Short problem: Return the listing below verbatim. Pictures do not belong in the copy.

Source data:
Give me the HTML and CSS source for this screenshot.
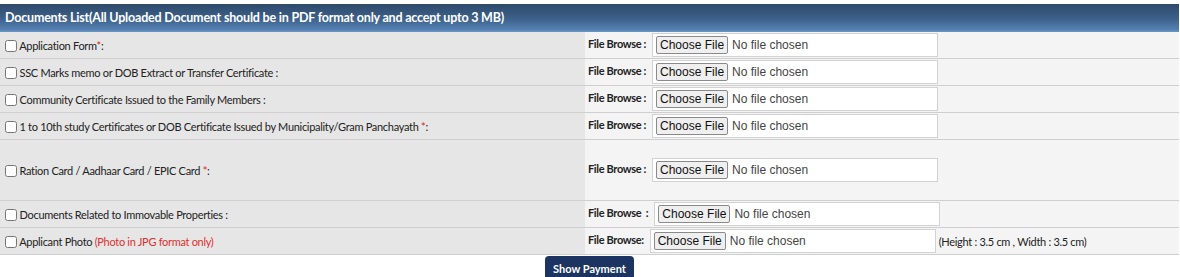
FILE: index.html
```html
<!DOCTYPE html>
<html lang="en">
<head>
    <meta charset="UTF-8">
    <title>Documents List</title>
    <link rel="stylesheet" href="styles.css">
</head>
<body>

<div class="docs">
    <div class="docs-head">Documents List(All Uploaded Document should be in PDF format only and accept upto 3 MB)</div>
    <table class="docs-table">
        <tr>
            <td class="doc-name"><input type="checkbox"> Application Form<span class="req">*</span>:</td>
            <td class="doc-file"><span class="browse">File Browse :</span><input type="file"></td>
        </tr>
        <tr>
            <td class="doc-name"><input type="checkbox"> SSC Marks memo or DOB Extract or Transfer Certificate :</td>
            <td class="doc-file"><span class="browse">File Browse :</span><input type="file"></td>
        </tr>
        <tr>
            <td class="doc-name"><input type="checkbox"> Community Certificate Issued to the Family Members :</td>
            <td class="doc-file"><span class="browse">File Browse :</span><input type="file"></td>
        </tr>
        <tr>
            <td class="doc-name"><input type="checkbox"> 1 to 10th study Certificates or DOB Certificate Issued by Municipality/Gram Panchayath <span class="req">*</span>:</td>
            <td class="doc-file"><span class="browse">File Browse :</span><input type="file"></td>
        </tr>
        <tr class="tall">
            <td class="doc-name"><input type="checkbox"> Ration Card / Aadhaar Card / EPIC Card <span class="req">*</span>:</td>
            <td class="doc-file"><span class="browse">File Browse :</span><input type="file"></td>
        </tr>
        <tr>
            <td class="doc-name"><input type="checkbox"> Documents Related to Immovable Properties :</td>
            <td class="doc-file"><span class="browse">File Browse &nbsp;:</span><input type="file"></td>
        </tr>
        <tr>
            <td class="doc-name"><input type="checkbox"> Applicant Photo <span class="note">(Photo in JPG format only)</span></td>
            <td class="doc-file"><span class="browse">File Browse:</span><input type="file"><span class="size">(Height : 3.5 cm , Width : 3.5 cm)</span></td>
        </tr>
    </table>
    <div class="actions">
        <button type="button" class="pay-btn">Show Payment</button>
    </div>
</div>

</body>
</html>
```

FILE: styles.css
```css
body {
    margin: 0;
    padding: 4px 0 0 0;
    background-color: #fff;
    font-family: Lato, "Liberation Sans", sans-serif;
    font-size: 11px;
    color: #222;
}

.docs {
    width: 1179px;
}

.docs-head {
    height: 28px;
    line-height: 28px;
    padding-left: 5px;
    color: #fff;
    font-size: 12.5px;
    font-weight: bold;
    letter-spacing: -0.2px;
    background: linear-gradient(to bottom, #2d4a6a 0%, #3e628c 55%, #5581b3 92%, #6b98c8 100%);
}

.docs-table {
    width: 100%;
    border-collapse: collapse;
}

.docs-table td {
    height: 26px;
    padding: 0;
    border-bottom: 1px solid #cfcfcf;
    vertical-align: middle;
}

.docs-table tr.tall td {
    height: 60px;
}

.doc-name {
    width: 584px;
    background-color: #e6e6e6;
    padding-left: 1px !important;
    letter-spacing: -0.3px;
}

.doc-name input[type="checkbox"] {
    width: 12px;
    height: 12px;
    margin: 0 0 0 4px;
    vertical-align: -2px;
}

.req {
    color: #e02020;
}

.note {
    color: #e0302c;
}

.doc-file {
    background-color: #f4f4f4;
    padding-left: 3px !important;
    white-space: nowrap;
}

.browse {
    display: inline-block;
    font-weight: bold;
    letter-spacing: -0.35px;
    margin-right: 6px;
}

.doc-file input[type="file"] {
    width: 286px;
    height: 24px;
    box-sizing: border-box;
    padding: 2px 3px;
    border: 1px solid #d2d2d2;
    background-color: #fff;
    font-family: "Liberation Sans", Arial, sans-serif;
    font-size: 12px;
    color: #444;
    vertical-align: middle;
}

.doc-file input[type="file"]::file-selector-button {
    font-family: "Liberation Sans", Arial, sans-serif;
    font-size: 12px;
    padding: 1px 3px;
    margin-right: 4px;
    border: 1px solid #8a8a8a;
    border-radius: 2px;
    background-color: #efefef;
    color: #111;
}

.size {
    margin-left: 3px;
    letter-spacing: -0.3px;
    vertical-align: middle;
}

.actions {
    text-align: center;
    padding-top: 1px;
}

.pay-btn {
    font-family: Lato, "Liberation Sans", sans-serif;
    font-size: 11px;
    font-weight: bold;
    color: #fff;
    white-space: nowrap;
    background-color: #1b3461;
    border: none;
    border-radius: 4px 4px 0 0;
    padding: 6px 0;
    width: 89px;
    cursor: pointer;
}
```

Answer:
Give me the HTML and CSS source for this screenshot.
FILE: index.html
```html
<!DOCTYPE html>
<html lang="en">
<head>
    <meta charset="UTF-8">
    <title>Documents List</title>
    <link rel="stylesheet" href="styles.css">
</head>
<body>

<div class="docs">
    <div class="docs-head">Documents List(All Uploaded Document should be in PDF format only and accept upto 3 MB)</div>
    <table class="docs-table">
        <tr>
            <td class="doc-name"><input type="checkbox"> Application Form<span class="req">*</span>:</td>
            <td class="doc-file"><span class="browse">File Browse :</span><input type="file"></td>
        </tr>
        <tr>
            <td class="doc-name"><input type="checkbox"> SSC Marks memo or DOB Extract or Transfer Certificate :</td>
            <td class="doc-file"><span class="browse">File Browse :</span><input type="file"></td>
        </tr>
        <tr>
            <td class="doc-name"><input type="checkbox"> Community Certificate Issued to the Family Members :</td>
            <td class="doc-file"><span class="browse">File Browse :</span><input type="file"></td>
        </tr>
        <tr>
            <td class="doc-name"><input type="checkbox"> 1 to 10th study Certificates or DOB Certificate Issued by Municipality/Gram Panchayath <span class="req">*</span>:</td>
            <td class="doc-file"><span class="browse">File Browse :</span><input type="file"></td>
        </tr>
        <tr class="tall">
            <td class="doc-name"><input type="checkbox"> Ration Card / Aadhaar Card / EPIC Card <span class="req">*</span>:</td>
            <td class="doc-file"><span class="browse">File Browse :</span><input type="file"></td>
        </tr>
        <tr>
            <td class="doc-name"><input type="checkbox"> Documents Related to Immovable Properties :</td>
            <td class="doc-file"><span class="browse">File Browse &nbsp;:</span><input type="file"></td>
        </tr>
        <tr>
            <td class="doc-name"><input type="checkbox"> Applicant Photo <span class="note">(Photo in JPG format only)</span></td>
            <td class="doc-file"><span class="browse">File Browse:</span><input type="file"><span class="size">(Height : 3.5 cm , Width : 3.5 cm)</span></td>
        </tr>
    </table>
    <div class="actions">
        <button type="button" class="pay-btn">Show Payment</button>
    </div>
</div>

</body>
</html>
```

FILE: styles.css
```css
body {
    margin: 0;
    padding: 4px 0 0 0;
    background-color: #fff;
    font-family: Lato, "Liberation Sans", sans-serif;
    font-size: 11px;
    color: #222;
}

.docs {
    width: 1179px;
}

.docs-head {
    height: 28px;
    line-height: 28px;
    padding-left: 5px;
    color: #fff;
    font-size: 12.5px;
    font-weight: bold;
    letter-spacing: -0.2px;
    background: linear-gradient(to bottom, #2d4a6a 0%, #3e628c 55%, #5581b3 92%, #6b98c8 100%);
}

.docs-table {
    width: 100%;
    border-collapse: collapse;
}

.docs-table td {
    height: 26px;
    padding: 0;
    border-bottom: 1px solid #cfcfcf;
    vertical-align: middle;
}

.docs-table tr.tall td {
    height: 60px;
}

.doc-name {
    width: 584px;
    background-color: #e6e6e6;
    padding-left: 1px !important;
    letter-spacing: -0.3px;
}

.doc-name input[type="checkbox"] {
    width: 12px;
    height: 12px;
    margin: 0 0 0 4px;
    vertical-align: -2px;
}

.req {
    color: #e02020;
}

.note {
    color: #e0302c;
}

.doc-file {
    background-color: #f4f4f4;
    padding-left: 3px !important;
    white-space: nowrap;
}

.browse {
    display: inline-block;
    font-weight: bold;
    letter-spacing: -0.35px;
    margin-right: 6px;
}

.doc-file input[type="file"] {
    width: 286px;
    height: 24px;
    box-sizing: border-box;
    padding: 2px 3px;
    border: 1px solid #d2d2d2;
    background-color: #fff;
    font-family: "Liberation Sans", Arial, sans-serif;
    font-size: 12px;
    color: #444;
    vertical-align: middle;
}

.doc-file input[type="file"]::file-selector-button {
    font-family: "Liberation Sans", Arial, sans-serif;
    font-size: 12px;
    padding: 1px 3px;
    margin-right: 4px;
    border: 1px solid #8a8a8a;
    border-radius: 2px;
    background-color: #efefef;
    color: #111;
}

.size {
    margin-left: 3px;
    letter-spacing: -0.3px;
    vertical-align: middle;
}

.actions {
    text-align: center;
    padding-top: 1px;
}

.pay-btn {
    font-family: Lato, "Liberation Sans", sans-serif;
    font-size: 11px;
    font-weight: bold;
    color: #fff;
    white-space: nowrap;
    background-color: #1b3461;
    border: none;
    border-radius: 4px 4px 0 0;
    padding: 6px 0;
    width: 89px;
    cursor: pointer;
}
```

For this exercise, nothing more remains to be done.